Permanent Status Sought for Hail-a-Taxi
Ed Fuentes
Councilwoman Jan Perry gets in a cab during a July 31, 2008, kickoff for the Hail-a-Taxi program.
DOWNTOWN LOS ANGELES — While the nearly two-year old Hail-a-Taxi program could hardly be accused of transforming Downtown's transportation landscape, it did push Los Angeles one step closer to acting like a real city. Councilwoman Jan Perry, who helped push the program as a six-month pilot project in 2008, now wants to see the rules become permanent.

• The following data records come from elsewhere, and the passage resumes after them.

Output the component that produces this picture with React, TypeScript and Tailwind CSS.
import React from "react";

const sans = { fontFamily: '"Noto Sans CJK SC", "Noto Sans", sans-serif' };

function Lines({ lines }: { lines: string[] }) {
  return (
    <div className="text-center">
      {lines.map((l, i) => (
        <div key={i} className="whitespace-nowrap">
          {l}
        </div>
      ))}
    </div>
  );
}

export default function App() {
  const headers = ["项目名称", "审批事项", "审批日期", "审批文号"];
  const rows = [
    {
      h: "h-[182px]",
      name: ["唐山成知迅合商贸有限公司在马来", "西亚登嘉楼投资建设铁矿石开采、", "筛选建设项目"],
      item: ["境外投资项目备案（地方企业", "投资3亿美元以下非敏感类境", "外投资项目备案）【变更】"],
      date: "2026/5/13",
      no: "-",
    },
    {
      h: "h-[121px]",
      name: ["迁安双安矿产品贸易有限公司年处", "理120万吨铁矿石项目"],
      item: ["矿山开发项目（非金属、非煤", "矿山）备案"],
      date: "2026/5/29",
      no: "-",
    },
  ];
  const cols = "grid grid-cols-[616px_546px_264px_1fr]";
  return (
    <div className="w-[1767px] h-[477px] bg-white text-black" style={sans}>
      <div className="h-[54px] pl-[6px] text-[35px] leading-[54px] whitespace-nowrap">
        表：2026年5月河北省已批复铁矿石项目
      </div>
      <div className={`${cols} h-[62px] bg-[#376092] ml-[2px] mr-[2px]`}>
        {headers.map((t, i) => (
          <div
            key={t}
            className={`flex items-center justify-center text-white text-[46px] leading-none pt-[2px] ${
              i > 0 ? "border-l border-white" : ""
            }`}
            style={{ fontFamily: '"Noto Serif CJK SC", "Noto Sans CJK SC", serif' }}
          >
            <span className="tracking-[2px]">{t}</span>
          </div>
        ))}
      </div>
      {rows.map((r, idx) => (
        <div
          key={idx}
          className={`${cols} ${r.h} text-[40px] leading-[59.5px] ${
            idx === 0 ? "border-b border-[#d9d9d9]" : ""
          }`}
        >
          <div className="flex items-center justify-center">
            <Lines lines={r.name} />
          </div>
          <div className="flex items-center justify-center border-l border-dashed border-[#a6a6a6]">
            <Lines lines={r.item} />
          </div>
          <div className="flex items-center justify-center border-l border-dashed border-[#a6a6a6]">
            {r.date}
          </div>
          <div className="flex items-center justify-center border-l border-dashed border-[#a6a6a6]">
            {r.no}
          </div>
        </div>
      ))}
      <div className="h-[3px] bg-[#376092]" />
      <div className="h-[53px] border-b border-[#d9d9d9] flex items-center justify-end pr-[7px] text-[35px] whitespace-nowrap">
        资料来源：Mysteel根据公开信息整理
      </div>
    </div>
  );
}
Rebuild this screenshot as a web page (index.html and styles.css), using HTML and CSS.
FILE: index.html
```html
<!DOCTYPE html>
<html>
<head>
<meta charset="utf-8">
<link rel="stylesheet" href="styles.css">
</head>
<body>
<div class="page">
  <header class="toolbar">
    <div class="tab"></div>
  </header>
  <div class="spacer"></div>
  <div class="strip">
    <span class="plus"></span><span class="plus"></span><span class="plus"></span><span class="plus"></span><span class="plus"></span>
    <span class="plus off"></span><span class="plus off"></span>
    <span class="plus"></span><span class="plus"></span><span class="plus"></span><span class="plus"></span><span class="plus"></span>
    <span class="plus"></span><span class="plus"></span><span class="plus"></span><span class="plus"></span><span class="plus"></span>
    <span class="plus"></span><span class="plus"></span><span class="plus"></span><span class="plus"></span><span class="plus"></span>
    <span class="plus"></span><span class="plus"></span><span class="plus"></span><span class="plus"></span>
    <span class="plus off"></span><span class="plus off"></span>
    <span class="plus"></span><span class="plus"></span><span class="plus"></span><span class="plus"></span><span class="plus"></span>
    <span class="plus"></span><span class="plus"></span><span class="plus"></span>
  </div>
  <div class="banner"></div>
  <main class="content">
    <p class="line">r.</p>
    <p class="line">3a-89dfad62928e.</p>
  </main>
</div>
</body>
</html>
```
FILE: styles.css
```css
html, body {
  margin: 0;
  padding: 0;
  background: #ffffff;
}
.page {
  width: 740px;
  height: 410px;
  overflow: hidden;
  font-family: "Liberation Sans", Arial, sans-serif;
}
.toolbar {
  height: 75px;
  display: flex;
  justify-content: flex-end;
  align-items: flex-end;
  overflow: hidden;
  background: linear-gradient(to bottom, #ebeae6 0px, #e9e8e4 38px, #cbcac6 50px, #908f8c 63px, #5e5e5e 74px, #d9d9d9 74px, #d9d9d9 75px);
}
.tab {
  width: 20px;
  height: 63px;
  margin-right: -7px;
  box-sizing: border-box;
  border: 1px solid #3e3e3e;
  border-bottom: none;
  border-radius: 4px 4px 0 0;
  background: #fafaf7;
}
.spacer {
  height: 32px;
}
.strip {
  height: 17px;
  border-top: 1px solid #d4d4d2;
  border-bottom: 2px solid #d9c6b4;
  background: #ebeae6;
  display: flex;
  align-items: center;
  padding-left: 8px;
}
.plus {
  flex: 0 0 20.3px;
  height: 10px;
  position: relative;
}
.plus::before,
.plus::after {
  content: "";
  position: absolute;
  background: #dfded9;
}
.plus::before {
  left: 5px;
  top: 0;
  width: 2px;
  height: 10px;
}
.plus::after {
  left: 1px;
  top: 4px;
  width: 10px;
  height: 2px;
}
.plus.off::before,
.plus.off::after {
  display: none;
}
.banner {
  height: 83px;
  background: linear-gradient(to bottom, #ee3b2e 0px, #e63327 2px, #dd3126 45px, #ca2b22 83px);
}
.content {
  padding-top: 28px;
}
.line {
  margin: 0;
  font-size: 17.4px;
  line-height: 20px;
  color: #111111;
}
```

Launched with fanfare on July 31, 2008, Hail-a-Taxi attempted to change Los Angeles' cab culture by allowing taxis to pick people up and drop them off in no parking zones without the fear of a ticket. Uptake was slow, with a bit of a chicken-and-egg problem presented: the cabs weren't circling because people weren't out hailing, but how could people expect to hail when the cabs weren't there?
Still, the rules have worked, Perry says . "Drivers noticed that there is a relatively modest increase in customers flagging down taxis," she reports, "which may indicate that the public is becoming more aware of the street hail transportation option." Feared traffic impacts from stopping cabs have also failed to materialize.
Perry's motion calls for the Hail-a-Taxi program -- which officially, and quietly, expired at the end of January -- to be immediately extended on a temporary basis and that the Department of Transportation work with the City Attorney to make it permanent.